There used to be a time when milk supply was local. Milk produced on the farm fed that farm’s families. Later, the milk might have been sold to a local bottler to distribute to nearby city dwellers. Or it may have made its way to the local cheese or butter plant for distribution to urban areas within a wider region. In time, with the evolution in transportation and refrigeration, fresh milk and dairy products could easily be marketed throughout the United States. Today, milk produced on a small, multi-generation dairy farm in California can find its way to customers around the globe.

Global demand for dairy products continues to grow at a rapid rate. Emerging market economies generating new affluence and a middle class clientele reach across physical and political boundaries to feed a growing population. As consumers gain financial security, they have more money to spend on food. Not just more food, but better nutrition. Dairy, as we know, packs a nutritional wallop that is unmatched. Hence, the global demand for high quality dairy foods has grown along with increasingly prosperous economies in heavily populated urban areas of Asia and South America.

According to the United Nations Food and Agriculture Organization (FAO), the United States produces about 12% of the world’s milk supply. Fonterra pegs U.S. milk production at 13%. While U.S. dairy products are capable of traveling the globe looking for a home, similar products from other nations are on that same journey. A production decision made in Australia, Argentina, or the EU has an impact on dairy families around the world.

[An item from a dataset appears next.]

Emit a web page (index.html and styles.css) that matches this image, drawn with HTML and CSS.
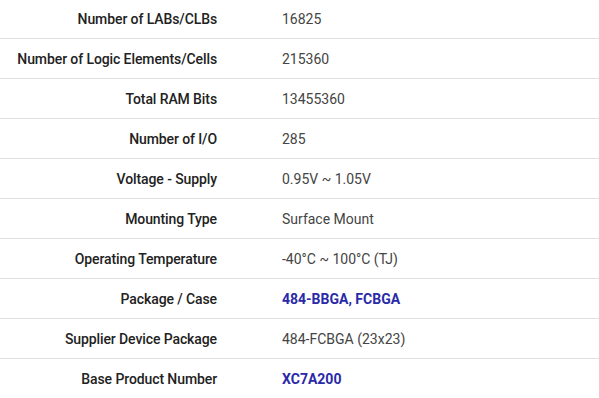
FILE: index.html
```html
<!DOCTYPE html>
<html>
<head>
<meta charset="utf-8">
<link rel="stylesheet" href="styles.css">
</head>
<body>
<div class="specs">
  <div class="row"><div class="label">Number of LABs/CLBs</div><div class="value">16825</div></div>
  <div class="row"><div class="label">Number of Logic Elements/Cells</div><div class="value">215360</div></div>
  <div class="row"><div class="label">Total RAM Bits</div><div class="value">13455360</div></div>
  <div class="row"><div class="label">Number of I/O</div><div class="value">285</div></div>
  <div class="row"><div class="label">Voltage - Supply</div><div class="value">0.95V ~ 1.05V</div></div>
  <div class="row"><div class="label">Mounting Type</div><div class="value">Surface Mount</div></div>
  <div class="row"><div class="label">Operating Temperature</div><div class="value">-40°C ~ 100°C (TJ)</div></div>
  <div class="row"><div class="label">Package / Case</div><div class="value"><a class="link" href="#">484-BBGA, FCBGA</a></div></div>
  <div class="row"><div class="label">Supplier Device Package</div><div class="value">484-FCBGA (23x23)</div></div>
  <div class="row last"><div class="label">Base Product Number</div><div class="value"><a class="link" href="#">XC7A200</a></div></div>
</div>
</body>
</html>
```
FILE: styles.css
```css
html, body {
  margin: 0;
  padding: 0;
  background: #fff;
}
body {
  font-family: Roboto, "Liberation Sans", sans-serif;
  font-size: 14px;
}
.specs {
  margin-top: -1px;
}
.row {
  display: grid;
  grid-template-columns: 217px 1fr;
  column-gap: 65px;
  align-items: center;
  height: 39px;
  border-bottom: 1px solid #e0e0e0;
}
.row.last {
  border-bottom: none;
}
.label {
  text-align: right;
  font-weight: 500;
  letter-spacing: -0.1px;
  color: #222;
}
.value {
  color: #444;
}
.link {
  color: #2a2aa8;
  font-weight: 700;
  text-decoration: none;
}
```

There is no way to avoid the fact that today milk supply is a global commodity. Consumers standing at the dairy case in Tokyo and San Francisco have domestic and imported products to choose from. Families in Beijing can choose from butter made in California or New Zealand.

It cost the U.S. government and taxpayers a lot of money, through the Dairy Product Price Support Program, to put a “floor” on U.S. dairy prices, and indirectly to floor the 88% of the milk produced outside the U.S. as well. U.S. dairy policy will need to reflect global economic reality if it is to be effective in fostering an economic climate in which our dairy farm families can grow and prosper.

Our nation seems to be in a contentious time, politically. While it may not be comfortable to watch competing ideas do battle, that is the way democracies work. In the end, we believe that all participants will have the opportunity to fairly test their ideas in open debate and to modify them as the discussions develop.

Our job, the job of the Western United Dairymen board of directors, is to keep you informed about the issues and to let the folks in Washington know what they can do to help our dairy families make it into the next century.